Ian Sansom
New York: Harper Perennial, 2006
The second in The Mobile Library series of mysteries by Ian Sansom, Mr. Dixon Disappears is full of misanthropic charm and bookish goodness. The titular mobile librarian, Israel Armstrong, BA (Hons), is disenchanted:
He was sick of the excuses and lies. He was tired of the evasions and the untruths, of people refusing to stand up and speak the truth and take responsibility for their own actions. It seemed to him like yet another symptom of the decline of Western civilization; of chaos; and climate change; and environmental disaster; and war; disease; famine; oppression; the eternal slow slide down and down and down. It was entropy, nemesis, apotheosis, imminent apocalypse and sheer bad manners all rolled into one.
People were not returning their library books on time.
And if that’s not bad enough, hapless Israel finds himself arrested for the disappearance of department store proprietor, Mr. Dixon, and 100,000 pounds from the store safe. When he wakes in jail, he faces a dark night of the reader’s soul: there is nothing to read, and, worse, he begins to doubt the very value of reading:
Library users were exactly the same as everyone else, it seemed, and this came as a terrible shock to Israel.

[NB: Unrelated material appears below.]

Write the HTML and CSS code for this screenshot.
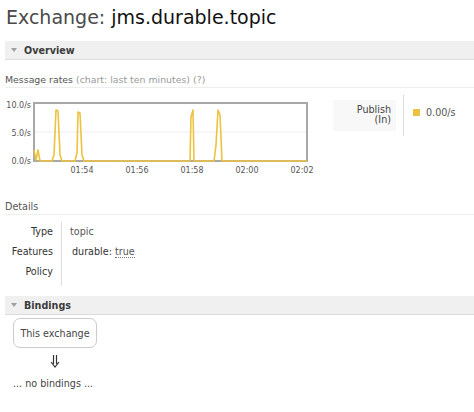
FILE: index.html
```html
<!DOCTYPE html>
<html>
<head>
<meta charset="utf-8">
<link rel="stylesheet" href="styles.css">
</head>
<body>
<h1 class="title">Exchange: <b class="name">jms.durable.topic</b></h1>

<div class="section-head"><span class="tri"></span>Overview</div>

<h3 class="sub">Message rates <span class="muted">(chart: last ten minutes) (?)</span></h3>

<div class="chart-row">
  <svg class="chart" width="320" height="82" viewBox="0 0 320 82">
    <line x1="34" y1="37" x2="307" y2="37" stroke="#eeeeee" stroke-width="1"/>
    <rect x="34" y="8" width="273" height="58" fill="none" stroke="#a8a8a8" stroke-width="2"/>
    <path d="M34,55 L36,65 L38,55 L40,66 L52,66 L54,60 L56,15 L58,16 L60,60 L62,66 L75,66 L77,58 L78,17 L80,18 L82,60 L84,66 L190,66 L191,22 L193,15 L194,66 L214,66 L216,50 L218,15 L220,20 L222,66 L307,66" fill="none" stroke="#edc240" stroke-width="1.6" stroke-linejoin="round"/>
    <g class="ytick">
      <text x="31" y="13" text-anchor="end">10.0/s</text>
      <text x="31" y="41" text-anchor="end">5.0/s</text>
      <text x="31" y="69" text-anchor="end">0.0/s</text>
    </g>
    <g class="xtick">
      <text x="82" y="78" text-anchor="middle">01:54</text>
      <text x="137" y="78" text-anchor="middle">01:56</text>
      <text x="192" y="78" text-anchor="middle">01:58</text>
      <text x="247" y="78" text-anchor="middle">02:00</text>
      <text x="302" y="78" text-anchor="middle">02:02</text>
    </g>
  </svg>
  <div class="legend">
    <div class="legend-label">Publish<br>(In)</div>
    <div class="legend-value"><span class="swatch"></span>0.00/s</div>
  </div>
</div>

<h3 class="sub">Details</h3>

<div class="details">
  <div class="keys">
    <div class="row">Type</div>
    <div class="row">Features</div>
    <div class="row">Policy</div>
  </div>
  <div class="vals">
    <div class="row">topic</div>
    <div class="row feat">durable: <abbr class="true">true</abbr></div>
    <div class="row"></div>
  </div>
</div>

<div class="section-head bindings-head"><span class="tri"></span>Bindings</div>

<div class="bindings">
  <div class="this-box">This exchange</div>
  <div class="arrow">
    <svg width="10" height="13" viewBox="0 0 10 13">
      <path d="M3.5,0 V9 M6.5,0 V9 M1,7 L5,12 L9,7" fill="none" stroke="#333333" stroke-width="1.2"/>
    </svg>
  </div>
  <div class="none">... no bindings ...</div>
</div>
</body>
</html>
```

FILE: styles.css
```css
html, body {
  margin: 0;
  padding: 0;
  background: #ffffff;
}
body {
  padding-top: 5px;
  font-family: "DejaVu Sans", Verdana, sans-serif;
  font-size: 9.6px;
  color: #484848;
}
.title {
  margin: 0 0 0 6px;
  font-size: 19px;
  line-height: 24px;
  font-weight: normal;
  color: #4a4a4a;
}
.title .name {
  font-weight: normal;
  color: #111111;
}
.section-head {
  margin: 12px 0 0 5px;
  height: 18px;
  background: #f0f0f0;
  border-bottom: 1px solid #dcdcdc;
  display: flex;
  align-items: center;
  padding-left: 6px;
  font-weight: bold;
  color: #3c3c3c;
}
.tri {
  width: 0;
  height: 0;
  border-left: 3px solid transparent;
  border-right: 3px solid transparent;
  border-top: 4px solid #a0a0a0;
  margin-right: 7px;
}
.sub {
  margin: 12px 0 0 5px;
  font-size: 9.4px;
  line-height: 15px;
  font-weight: normal;
  color: #555555;
  border-bottom: 1px solid #eeeeee;
}
.muted {
  color: #9a9a9a;
}
.chart-row {
  display: flex;
  align-items: flex-start;
  margin-top: 7px;
}
.chart {
  display: block;
}
.ytick text, .xtick text {
  font-family: "DejaVu Sans", Verdana, sans-serif;
  font-size: 8px;
  fill: #555555;
}
.legend {
  display: flex;
  align-items: flex-start;
  margin-left: 13px;
}
.legend-label {
  margin-top: 5px;
  width: 63px;
  height: 31px;
  box-sizing: border-box;
  background: #f8f8f8;
  text-align: right;
  padding: 5px 5px 0 0;
  line-height: 10px;
  color: #444444;
}
.legend-value {
  margin-left: 7px;
  height: 41px;
  border-left: 1px solid #dddddd;
  padding: 13px 0 0 9px;
  box-sizing: border-box;
  display: flex;
  align-items: flex-start;
  line-height: 10px;
  color: #555555;
}
.swatch {
  width: 7px;
  height: 7px;
  background: #edc240;
  margin: 1px 6px 0 0;
}
.chart-row + .sub {
  margin-top: 22px;
  font-size: 9.6px;
}
.details {
  display: flex;
  margin-top: 7px;
}
.keys {
  width: 62px;
  box-sizing: border-box;
  border-right: 1px solid #dddddd;
  padding: 0 8px 4px 0;
  text-align: right;
  color: #333333;
}
.vals {
  padding: 0 0 0 8px;
  color: #555555;
}
.row {
  height: 20px;
  line-height: 20px;
}
.feat {
  padding-left: 2px;
  color: #333333;
}
.true {
  text-decoration: none;
  border-bottom: 1px dotted #777777;
  color: #555555;
}
.bindings-head {
  margin-top: 10px;
}
.bindings {
  padding-left: 13px;
}
.this-box {
  margin-top: 3px;
  width: 84px;
  height: 30px;
  box-sizing: border-box;
  border: 1px solid #cccccc;
  border-radius: 7px;
  display: flex;
  align-items: center;
  justify-content: center;
  color: #444444;
}
.arrow {
  width: 84px;
  height: 13px;
  margin-top: 7px;
  display: flex;
  justify-content: center;
}
.arrow svg {
  display: block;
}
.none {
  margin-top: 9px;
  line-height: 14px;
  color: #444444;
}
```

He had always believed that reading was good for you, that the more books you read somehow the better you were, the closer to some ideal of human perfection you came, yet if anything his own experience at the library suggested the exact opposite: that reading didn’t make you a better person, that it just made you short-sighted, and even less likely than your fellow man or woman to be able to hold a conversation about anything that did not centre around you and your ailments and the state of the weather.
Things improve marginally for Israel once he’s sprung from jail and can investigate the mystery himself, but he still finds himself woefully short of reading material. He reluctantly picks up a murder mystery from the shelf of the room into which he’s had to decamp:
He’d never read a lot of crime fiction before; it was the covers, mostly, that put him off. He was very anti-embossing.
I’m anti-embossing, too! Mr. Dixon Disappears has no embossing on its cover, and on its insides, it’s a fairly meandering sort of a mystery; it’s wry and clever about books and bookish enthusiasm gone wrong. The mystery plot never really grabbed me, however, so it’s not a book to come to if you want a good mystery with which to wrestle.
I read the first in Sansom’s new series of County Guides Mysteries last week, The Norfolk Mystery, and it felt a bit flat. There was a lot of setting up of the series to come, I think, so I’m glad that I started with the second in the Mobile Library series. I will go back for more non-embossed helpings.